The following material on education is from a draft Weir family history prepared by Nancy Weir McCowan. Her paternal great-grandparents were Scottish immigrants James Weir and Janet Muir. The Weir homestead was on Tapscott Road north of Finch Avenue in northeast Scarborough, lot 16 concession 4. We should suppose that James' and Janet's ten children would all attend the local school, known as "Number 3" at the corner of Finch and Neilson.
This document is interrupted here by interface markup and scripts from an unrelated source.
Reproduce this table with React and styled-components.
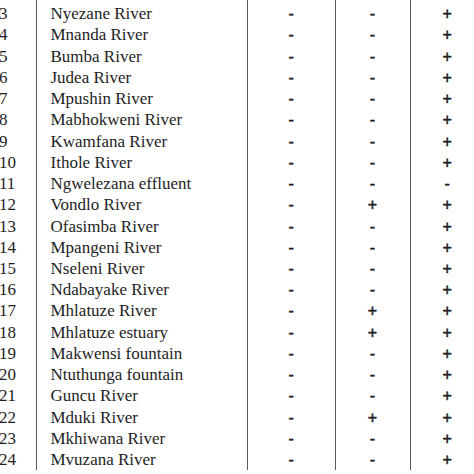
import React from 'react';
import styled, { createGlobalStyle } from 'styled-components';

const GlobalStyle = createGlobalStyle`
  html, body {
    margin: 0;
    padding: 0;
    background: #fff;
    overflow: hidden;
  }
`;

const rows = [
  [3, 'Nyezane River', '-', '-', '+'],
  [4, 'Mnanda River', '-', '-', '+'],
  [5, 'Bumba River', '-', '-', '+'],
  [6, 'Judea River', '-', '-', '+'],
  [7, 'Mpushin River', '-', '-', '+'],
  [8, 'Mabhokweni River', '-', '-', '+'],
  [9, 'Kwamfana River', '-', '-', '+'],
  [10, 'Ithole River', '-', '-', '+'],
  [11, 'Ngwelezana effluent', '-', '-', '-'],
  [12, 'Vondlo River', '-', '+', '+'],
  [13, 'Ofasimba River', '-', '-', '+'],
  [14, 'Mpangeni River', '-', '-', '+'],
  [15, 'Nseleni River', '-', '-', '+'],
  [16, 'Ndabayake River', '-', '-', '+'],
  [17, 'Mhlatuze River', '-', '+', '+'],
  [18, 'Mhlatuze estuary', '-', '+', '+'],
  [19, 'Makwensi fountain', '-', '-', '+'],
  [20, 'Ntuthunga fountain', '-', '-', '+'],
  [21, 'Guncu River', '-', '-', '+'],
  [22, 'Mduki River', '-', '+', '+'],
  [23, 'Mkhiwana River', '-', '-', '+'],
  [24, 'Mvuzana River', '-', '-', '+'],
];

const Table = styled.div`
  width: 484px;
  height: 474px;
  display: flex;
  flex-direction: column;
  color: #1e1e1e;
`;

const Row = styled.div`
  display: grid;
  grid-template-columns: 36px 211px 87.5px 75px 74.5px;
  flex: ${p => (p.$last ? '1 0 auto' : '0 0 auto')};
`;

const Cell = styled.div`
  box-sizing: border-box;
  height: ${p => (p.$first ? 24.4 : 21.24)}px;
  padding-top: ${p => (p.$first ? 3.16 : 0)}px;
  line-height: 21.24px;
  white-space: nowrap;
  border-left: ${p => (p.$line ? '1.5px solid #5a5a5a' : 'none')};
`;

const Num = styled(Cell)`
  font-family: 'Liberation Serif', 'Times New Roman', serif;
  font-size: 17px;
  margin-left: -1px;
`;

const Name = styled(Cell)`
  font-family: 'Liberation Serif', 'Times New Roman', serif;
  font-size: 17px;
  padding-left: 13.5px;
`;

const Mark = styled(Cell)`
  font-family: 'Liberation Sans', Arial, sans-serif;
  font-size: 16px;
  text-align: center;
  color: #222;
  -webkit-text-stroke: 0.5px #222;
`;

export default function App() {
  return (
    <>
      <GlobalStyle />
      <Table>
        {rows.map(([n, name, a, b, c], i) => {
          const first = i === 0;
          const last = i === rows.length - 1;
          return (
            <Row key={n} $last={last}>
              <Num $first={first}>{n}</Num>
              <Name $first={first} $line>{name}</Name>
              <Mark $first={first} $line>{a}</Mark>
              <Mark $first={first} $line>{b}</Mark>
              <Mark $first={first} $line>{c}</Mark>
            </Row>
          );
        })}
      </Table>
    </>
  );
}
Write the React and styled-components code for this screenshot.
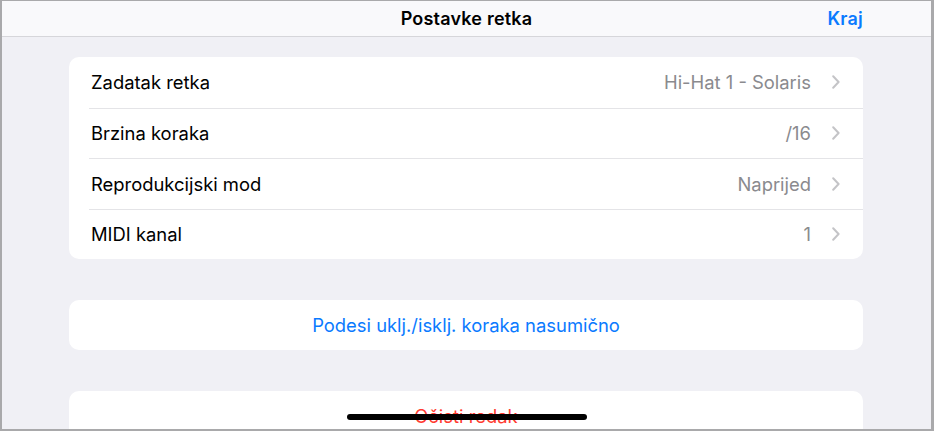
import React from "react";
import styled, { createGlobalStyle } from "styled-components";

const Global = createGlobalStyle`
  html, body { margin: 0; padding: 0; background: #ffffff; }
  * { box-sizing: border-box; }
`;

const Frame = styled.div`
  position: relative;
  width: 934px;
  height: 431px;
  overflow: hidden;
  border-style: solid;
  border-color: #a9a9ab;
  border-width: 1px 3px 2px 2px;
  background: #f0f0f5;
  font-family: Inter, "Liberation Sans", Arial, sans-serif;
  display: flex;
  flex-direction: column;
`;

const NavBar = styled.header`
  height: 36px;
  flex: none;
  background: #f9f9fb;
  border-bottom: 1.5px solid #d6d6da;
  display: grid;
  grid-template-columns: 1fr auto 1fr;
  align-items: center;
  padding: 0 68px;
`;

const Title = styled.h1`
  grid-column: 2;
  margin: 0;
  font-size: 18px;
  font-weight: 600;
  color: #000;
  letter-spacing: 0.2px;
`;

const NavButton = styled.button`
  grid-column: 3;
  justify-self: end;
  border: 0;
  background: none;
  padding: 0;
  font: inherit;
  font-size: 18px;
  font-weight: 600;
  letter-spacing: 0.2px;
  color: #0a7aff;
`;

const Content = styled.main`
  display: flex;
  flex-direction: column;
  gap: 41px;
  padding: 20px 68px 0 67px;
`;

const Card = styled.section`
  background: #ffffff;
  border-radius: 10px;
  overflow: hidden;
  flex: none;
`;

const Row = styled.div`
  height: 50.5px;
  display: flex;
  align-items: center;
  margin-left: 20px;
  padding: 0 23px 0 2px;
  border-top: ${(p) => (p.$first ? "none" : "1px solid #e4e4e7")};
  font-size: 18.4px;
  color: #000;
`;

const Label = styled.span`
  flex: 1;
`;

const Value = styled.span`
  color: #8a8a8e;
  margin-right: 21px;
`;

const Chevron = () => (
  <svg width="8" height="14" viewBox="0 0 8 14">
    <path d="M1.2 1.2 L6.6 7 L1.2 12.8" fill="none" stroke="#c4c4c7" strokeWidth="2" strokeLinecap="round" strokeLinejoin="round" />
  </svg>
);

const ActionRow = styled.div`
  height: 50px;
  display: flex;
  align-items: center;
  justify-content: center;
  font-size: 18.4px;
  color: ${(p) => (p.$danger ? "#ff3b30" : "#0a7aff")};
`;

const HomeIndicator = styled.div`
  position: absolute;
  left: 345px;
  top: 413px;
  width: 240px;
  height: 6px;
  border-radius: 3px;
  background: #000;
`;

const rows = [
  ["Zadatak retka", "Hi-Hat 1 - Solaris"],
  ["Brzina koraka", "/16"],
  ["Reprodukcijski mod", "Naprijed"],
  ["MIDI kanal", "1"],
];

export default function App() {
  return (
    <>
      <Global />
      <Frame>
        <NavBar>
          <Title>Postavke retka</Title>
          <NavButton>Kraj</NavButton>
        </NavBar>
        <Content>
          <Card>
            {rows.map(([l, v], i) => (
              <Row key={l} $first={i === 0}>
                <Label>{l}</Label>
                <Value>{v}</Value>
                <Chevron />
              </Row>
            ))}
          </Card>
          <Card>
            <ActionRow>Podesi uklj./isklj. koraka nasumično</ActionRow>
          </Card>
          <Card>
            <ActionRow $danger>Očisti redak</ActionRow>
          </Card>
        </Content>
        <HomeIndicator />
      </Frame>
    </>
  );
}
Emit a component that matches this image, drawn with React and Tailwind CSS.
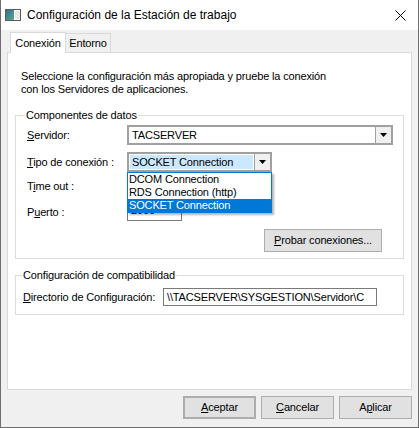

But did they?

Some chance discovery and perceptive analysis of various bits of information has prompted Nancy to derive an interesting conclusion about at least a part of the educational experience of her grandfather, John J. Weir, born in Scarborough on Oct. 30 1851.

   

Private Schooling for a Farmer's Son?
By Nancy Weir McCowan

In March, 1990, I visited the Greenwood Public Library which is near my home in Pickering.  I went there to try to find some old school textbooks from the mid 1800's.  I had been told that this particular library was the one which kept the old books from yesteryear.  These books are not allowed out of the library but I was able to peruse them for an hour or two.  I will have more to say about this later, but just before I left for the day, my hand happened to go to a small book "Canadian Series English Grammar" printed in 1869.  The flyleaf was signed by a John J. Weir and beneath the name was written "Eramosa".  A coin had been placed below the signature and rubbed with a pencil.  Inside the cover, opposite the signature was a label saying "Presented to the Library of the Ontario College of Education, the University of Toronto , by Miss Jean Weir".  The "J's" of the signature were written with a flourish like my Dad had and the "Weir" is quite similar to my signature before I changed my name to McCowan. 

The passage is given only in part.